Entering one of the stables which open on to the yard, and have a dozen or more roomy stalls apiece, we find a horse being measured, to make sure he is correctly described. One would think he was a recruit, from the careful way in which the long wooden arm is brought down so gingerly as not even to press in his skin. Soon his turn will come. Up in the gallery will go his number, and the young auctioneer in the rostrum below —which has a sounding-board, as if it were a cathedral pulpit—will read out his short title.

Out comes the horse at last—tittuppy-trot, tittuppytrot. 'Ten,' says one of the crowd. 'Ten guineas,' echoes the auctioneer. 'Twelve,' comes from the crowd; 'twelve guineas,' echoes the 'Varsity man in the pulpit. And so the game goes on with nods and shouts, each nod or look being worth a guinea, so that the solo runs, 'Thirteen—thirteen guineas—fourteen guineas—fifteen guineas—sixteen—sixteen guineas— seventeen—eighteen—twenty guineas'—quite a singsong up to—' twenty-eight guineas'—and so gradually slowing, with a spurt or two to ' forty guineas'—and then a grand noisy rally till 'fifty-five' is reached. 'Fifty-five ?—Fifty-five ?—Fifty-five? Last time, Fiftyfive !'—knock—and away goes Captain Carbine's hunter, to make room for a 'match pair' that will change hands at 165 guineas, or perhaps fifty more if the season has begun—the bidding always in guineas, in order that the auctioneer may live on the shillings, as Sir John Gilbert used to do in the old days when the guineas flowed to him for his drawings on the wood.

If you want riding horses or carriage horses you go to Tattersall's; if you want draught horses for trade, you go to Bymill's or Aldridge's, where you not only get the new-comers, but also the second-hand, and many-another-hand, from London's stables. With those second-hand horses we need not overburden ourselves; our task has been to bring the first-hand horses into London, and sort them out. We have brought in the 'bus horses, the tram horses, the cab horses, the railway horses, the cart and many other horses. Of the cart horses we could, if it were worth while, say a good deal more. We have said nothing of the distillers, the millers, the soap merchants, the timber merchants, the better class contractors, and half a dozen other firsthand horse-owning trades. Some of the distillers' horses are said, by those who know, to be as good as any in the brewers' drays, and by 'as good' is meant that they are of the same breeding, and can be compared with them, owing to their being at somewhat similar work.

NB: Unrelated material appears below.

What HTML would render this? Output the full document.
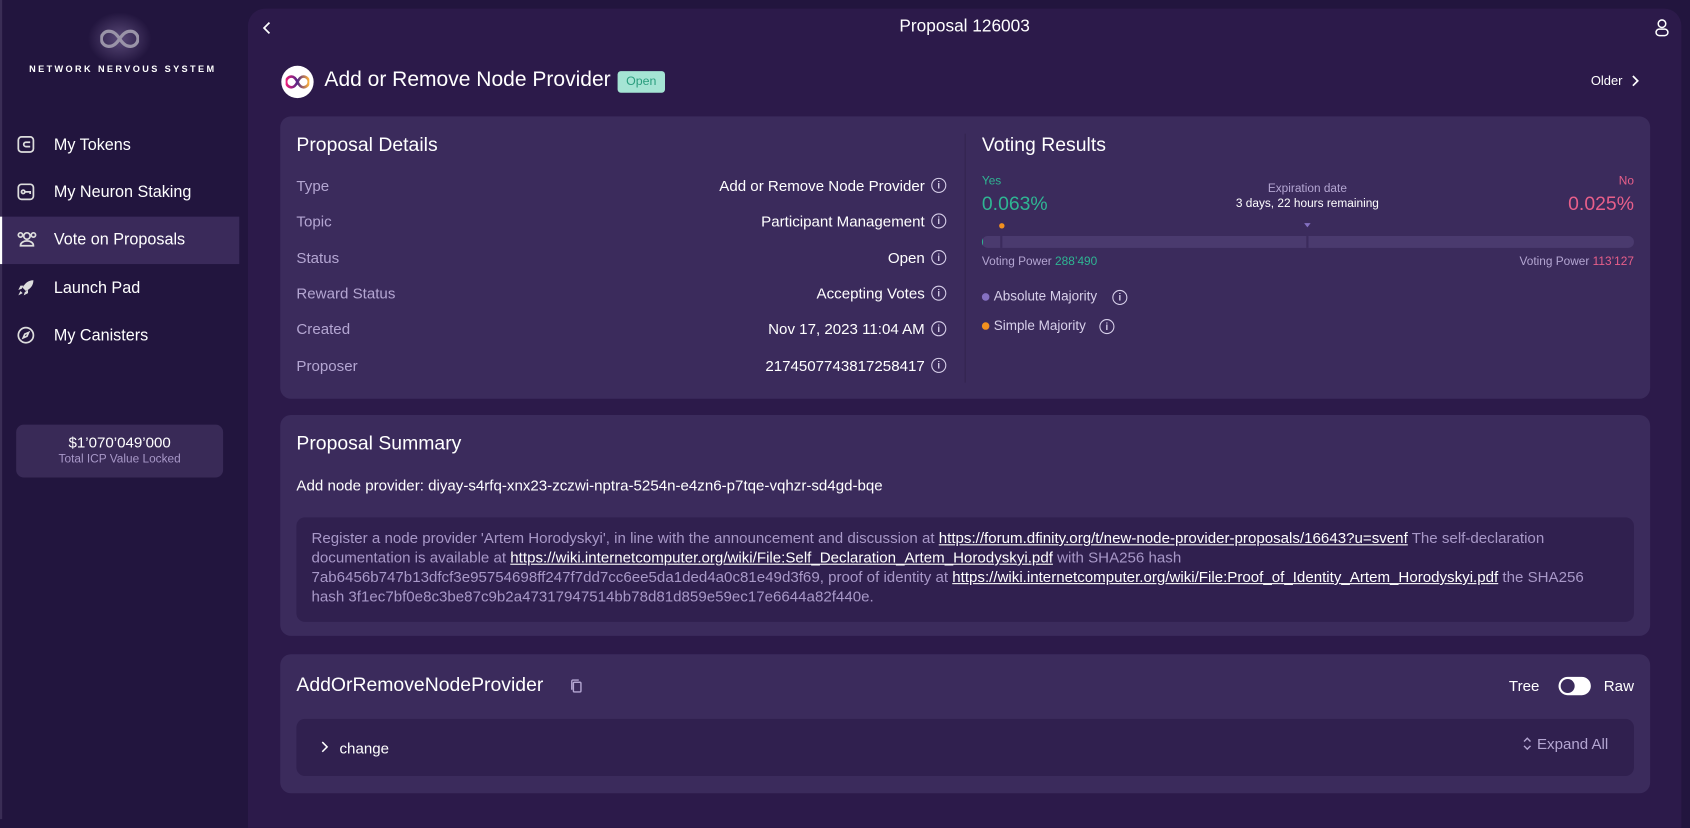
<!DOCTYPE html>
<html><head><meta charset="utf-8"><style>
*{box-sizing:border-box;margin:0;padding:0}
html,body{width:1690px;height:813px;overflow:hidden;background:#22153e;font-family:"Liberation Sans",sans-serif;color:#fff}
#w{position:absolute;left:0;top:0;width:1568px;height:760px;transform:scale(1.07781);transform-origin:0 0}
.a{position:absolute;white-space:nowrap}
.nav{position:absolute;left:0;width:222px;height:44px;font-size:15px;color:#fff}
.nav span{position:absolute;left:50px;top:13px}
.nav svg{position:absolute;left:15px;top:12px}
.card{position:absolute;left:260px;width:1271px;background:#3b2b5c;border-radius:10px}
.lbl{position:absolute;left:15px;font-size:14px;color:#b4a6d2}
.val{position:absolute;right:673px;font-size:14px;color:#fff;text-align:right}
.info{position:absolute;width:14px;height:14px;border:1.3px solid #d8d0ea;border-radius:50%;font-size:9px;line-height:12px;text-align:center;color:#d8d0ea;font-weight:bold}
a{color:#fff;text-decoration:underline}
</style></head><body><div id="w">
<!-- sidebar -->
<div class="a" style="left:0;top:0;width:2px;height:760px;background:#3a2d55"></div>
<div class="a" style="left:81px;top:11px;width:60px;height:50px;border-radius:50%;background:radial-gradient(#5a4a78 0%,rgba(34,21,62,0) 70%)"></div>
<svg class="a" style="left:93px;top:27px" width="36" height="18" viewBox="0 0 36 18"><path d="M18 9C14 3 11 2 8 2a7 7 0 0 0 0 14c3 0 6-1 10-7c4-6 7-7 10-7a7 7 0 0 1 0 14c-3 0-6-1-10-7" fill="none" stroke="#9a94a8" stroke-width="3"/></svg>
<div class="a" style="left:27px;top:59px;font-size:8.5px;letter-spacing:2.2px;color:#fff;font-weight:bold">NETWORK NERVOUS SYSTEM</div>
<div class="nav" style="top:113px"><svg width="18" height="18" viewBox="0 0 18 18" fill="none" stroke="#ddd" stroke-width="1.6"><rect x="2" y="2" width="14" height="14" rx="3"/><path d="M13 7h-4a2 2 0 0 0 0 4h4"/></svg><span>My Tokens</span></div>
<div class="nav" style="top:157px"><svg width="18" height="18" viewBox="0 0 18 18" fill="none" stroke="#ddd" stroke-width="1.6"><rect x="2" y="2" width="14" height="14" rx="3"/><circle cx="6.5" cy="9" r="1.6"/><path d="M8 9h5v2"/></svg><span>My Neuron Staking</span></div>
<div class="nav" style="top:201px;background:#3a2a5a;border-left:2px solid #fff"><svg width="20" height="18" viewBox="0 0 20 18" fill="none" stroke="#ddd" stroke-width="1.6" style="left:13px"><circle cx="10" cy="6" r="3"/><path d="M4 15c0-3 3-4.5 6-4.5s6 1.5 6 4.5z"/><circle cx="4" cy="5" r="2"/><circle cx="16" cy="5" r="2"/></svg><span style="left:48px">Vote on Proposals</span></div>
<div class="nav" style="top:246px"><svg width="18" height="18" viewBox="0 0 18 18" fill="#ddd"><path d="M16 2c-5 0-8 3-10 7l3 3c4-2 7-5 7-10zM5 10l-3 1 2-4 3 0zM8 13l-1 3 4-2 0-3zM4 12l2 2-4 2z"/></svg><span>Launch Pad</span></div>
<div class="nav" style="top:290px"><svg width="18" height="18" viewBox="0 0 18 18" fill="none" stroke="#ddd" stroke-width="1.6"><circle cx="9" cy="9" r="7"/><path d="M11.5 6.5L10 10 6.5 11.5 8 8z"/></svg><span>My Canisters</span></div>
<div class="a" style="left:15px;top:394px;width:192px;height:49px;background:#392a57;border-radius:7px;text-align:center">
<div style="font-size:14px;margin-top:8px">$1’070’049’000</div><div style="font-size:11px;color:#a898c8;margin-top:2px">Total ICP Value Locked</div></div>
<!-- main -->
<div class="a" style="left:230px;top:8px;width:1330px;height:760px;background:#2c1a4a;border-radius:16px 16px 0 0"></div>
<svg class="a" style="left:243px;top:19px" width="10" height="14" viewBox="0 0 10 14"><path d="M7 2L2 7l5 5" fill="none" stroke="#fff" stroke-width="1.6"/></svg>
<div class="a" style="left:795px;top:16px;width:200px;text-align:center;font-size:16px">Proposal 126003</div>
<svg class="a" style="left:1535px;top:17px" width="14" height="18" viewBox="0 0 14 18" fill="none" stroke="#fff" stroke-width="1.4"><circle cx="7" cy="5" r="3.5"/><rect x="1.5" y="10" width="11" height="6" rx="3"/></svg>
<div class="a" style="left:261px;top:61px;width:30px;height:30px;border-radius:50%;background:#fff"></div>
<svg class="a" style="left:265px;top:69px" width="22" height="14" viewBox="0 0 22 14"><defs><linearGradient id="g" x1="0" x2="1"><stop offset="0" stop-color="#ed1e79"/><stop offset=".5" stop-color="#522785"/><stop offset="1" stop-color="#fbb03b"/></linearGradient></defs><path d="M11 7C9 3 7 2 5.5 2a5 5 0 0 0 0 10c1.5 0 3.5-1 5.5-5s4-5 5.5-5a5 5 0 0 1 0 10c-1.5 0-3.5-1-5.5-5" fill="none" stroke="url(#g)" stroke-width="2.4"/></svg>
<div class="a" style="left:301px;top:63px;font-size:19.5px">Add or Remove Node Provider</div>
<div class="a" style="left:573px;top:66px;width:44px;height:20px;background:#a5e4d4;border-radius:3px;font-size:11.5px;color:#2a9d7e;text-align:center;line-height:20px">Open</div>
<div class="a" style="left:1476px;top:68px;font-size:12px">Older</div>
<svg class="a" style="left:1512px;top:69px" width="10" height="12" viewBox="0 0 10 12"><path d="M3 1.5L7.5 6 3 10.5" fill="none" stroke="#fff" stroke-width="1.6"/></svg>
<!-- card1 -->
<div class="card" style="top:108px;height:262px">
<div class="a" style="left:15px;top:16px;font-size:18px">Proposal Details</div>
<div class="lbl" style="top:56px">Type</div><div class="val" style="top:56px">Add or Remove Node Provider</div><div class="info" style="left:604px;top:57px">i</div>
<div class="lbl" style="top:89px">Topic</div><div class="val" style="top:89px">Participant Management</div><div class="info" style="left:604px;top:90px">i</div>
<div class="lbl" style="top:123px">Status</div><div class="val" style="top:123px">Open</div><div class="info" style="left:604px;top:124px">i</div>
<div class="lbl" style="top:156px">Reward Status</div><div class="val" style="top:156px">Accepting Votes</div><div class="info" style="left:604px;top:157px">i</div>
<div class="lbl" style="top:189px">Created</div><div class="val" style="top:189px">Nov 17, 2023 11:04 AM</div><div class="info" style="left:604px;top:190px">i</div>
<div class="lbl" style="top:223px">Proposer</div><div class="val" style="top:223px">2174507743817258417</div><div class="info" style="left:604px;top:224px">i</div>
<div class="a" style="left:635px;top:16px;width:1px;height:231px;background:#33244f"></div>
<div class="a" style="left:651px;top:16px;font-size:18px">Voting Results</div>
<div class="a" style="left:651px;top:54px;font-size:11px;color:#2fb593">Yes</div>
<div class="a" style="left:651px;top:71px;font-size:18px;color:#2fb593">0.063%</div>
<div class="a" style="left:853px;top:61px;width:200px;text-align:center;font-size:11px;color:#b4a6d2">Expiration date</div>
<div class="a" style="left:853px;top:75px;width:200px;text-align:center;font-size:11px">3 days, 22 hours remaining</div>
<div class="a" style="right:15px;top:54px;font-size:11px;color:#e85f8a">No</div>
<div class="a" style="right:15px;top:71px;font-size:18px;color:#e85f8a">0.025%</div>
<div class="a" style="left:667px;top:99px;width:5px;height:5px;border-radius:50%;background:#f3901f"></div>
<div class="a" style="left:950px;top:99px;width:0;height:0;border-left:3.5px solid transparent;border-right:3.5px solid transparent;border-top:4px solid #8571c2"></div>
<div class="a" style="left:651px;top:111px;width:605px;height:11px;background:#4a3a6e;border-radius:6px;overflow:hidden"><div style="position:absolute;left:0;width:1px;height:11px;background:#2fb593"></div><div style="position:absolute;left:17px;width:1.5px;height:11px;background:#3b2b5c"></div><div style="position:absolute;left:301px;width:1.5px;height:11px;background:#3b2b5c"></div></div>
<div class="a" style="left:651px;top:129px;font-size:11px;color:#b4a6d2">Voting Power <span style="color:#2fb593">288’490</span></div>
<div class="a" style="right:15px;top:129px;font-size:11px;color:#b4a6d2">Voting Power <span style="color:#e85f8a">113’127</span></div>
<div class="a" style="left:651px;top:164px;width:7px;height:7px;border-radius:50%;background:#8571c2"></div>
<div class="a" style="left:662px;top:160px;font-size:12.5px;color:#d8d0ea">Absolute Majority</div><div class="info" style="left:772px;top:161px">i</div>
<div class="a" style="left:651px;top:191px;width:7px;height:7px;border-radius:50%;background:#f3901f"></div>
<div class="a" style="left:662px;top:187px;font-size:12.5px;color:#d8d0ea">Simple Majority</div><div class="info" style="left:760px;top:188px">i</div>
</div>
<!-- card2 -->
<div class="card" style="top:385px;height:205px">
<div class="a" style="left:15px;top:16px;font-size:18px">Proposal Summary</div>
<div class="a" style="left:15px;top:57px;font-size:14px">Add node provider: diyay-s4rfq-xnx23-zczwi-nptra-5254n-e4zn6-p7tqe-vqhzr-sd4gd-bqe</div>
<div class="a" style="left:15px;top:95px;width:1241px;height:97px;background:#30204f;border-radius:8px;padding:10px 14px;font-size:14px;line-height:18px;color:#a898c8;white-space:normal">Register a node provider 'Artem Horodyskyi', in line with the announcement and discussion at <a>https://forum.dfinity.org/t/new-node-provider-proposals/16643?u=svenf</a> The self-declaration documentation is available at <a>https://wiki.internetcomputer.org/wiki/File:Self_Declaration_Artem_Horodyskyi.pdf</a> with SHA256 hash 7ab6456b747b13dfcf3e95754698ff247f7dd7cc6ee5da1ded4a0c81e49d3f69, proof of identity at <a>https://wiki.internetcomputer.org/wiki/File:Proof_of_Identity_Artem_Horodyskyi.pdf</a> the SHA256 hash 3f1ec7bf0e8c3be87c9b2a47317947514bb78d81d859e59ec17e6644a82f440e.</div>
</div>
<!-- card3 -->
<div class="card" style="top:607px;height:129px">
<div class="a" style="left:15px;top:18px;font-size:18px">AddOrRemoveNodeProvider</div>
<svg class="a" style="left:269px;top:23px" width="12" height="14" viewBox="0 0 12 14" fill="none" stroke="#b4a6d2" stroke-width="1.3"><rect x="3" y="3" width="7" height="9" rx="1"/><path d="M1.5 10V2a1 1 0 0 1 1-1H8"/></svg>
<div class="a" style="left:1140px;top:21px;font-size:14px">Tree</div>
<div class="a" style="left:1186px;top:21px;width:30px;height:17px;border-radius:9px;background:#fff"><div style="position:absolute;left:2px;top:2px;width:13px;height:13px;border-radius:50%;background:#3b2b5c"></div></div>
<div class="a" style="left:1228px;top:21px;font-size:14px">Raw</div>
<div class="a" style="left:15px;top:60px;width:1241px;height:53px;background:#30204f;border-radius:8px"></div>
<svg class="a" style="left:37px;top:80px" width="8" height="12" viewBox="0 0 8 12"><path d="M2 1.5L6.5 6 2 10.5" fill="none" stroke="#fff" stroke-width="1.4"/></svg>
<div class="a" style="left:55px;top:79px;font-size:14px">change</div>
<svg class="a" style="left:1152px;top:76px" width="10" height="14" viewBox="0 0 10 14"><path d="M2 5l3-3 3 3M2 9l3 3 3-3" fill="none" stroke="#b4a6d2" stroke-width="1.3"/></svg>
<div class="a" style="left:1166px;top:75px;font-size:14px;color:#b4a6d2">Expand All</div>
</div>
</div></body></html>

If you think you know anything of horseflesh and want the conceit taken out of you, by all means attend a repository sale. You will see a horse—it may be a likely mare—led from her stall and stood ready for her turn, and you will probably value her at, to be reasonable, 20L; and she looks worth not a penny less. When her number goes up at the window you will see her shown at her best at a run, and, for a moment, you will be inclined to add hi. to your estimate, But soon a chill will run down your back as you hear the bidding. 'Three! Three and a half! Four!' a long pause. 'Four and a half! Five!' jerks the auctioneer in the corner, with about as much expression as if a penny had been put in his mouth to work him automatically. 'For the last time! Five!' Knock. Five guineas! And as the mare is led back to her stall she seems to Change before your very eyes, and you are ready to admit that she doesn't look worth a penny more!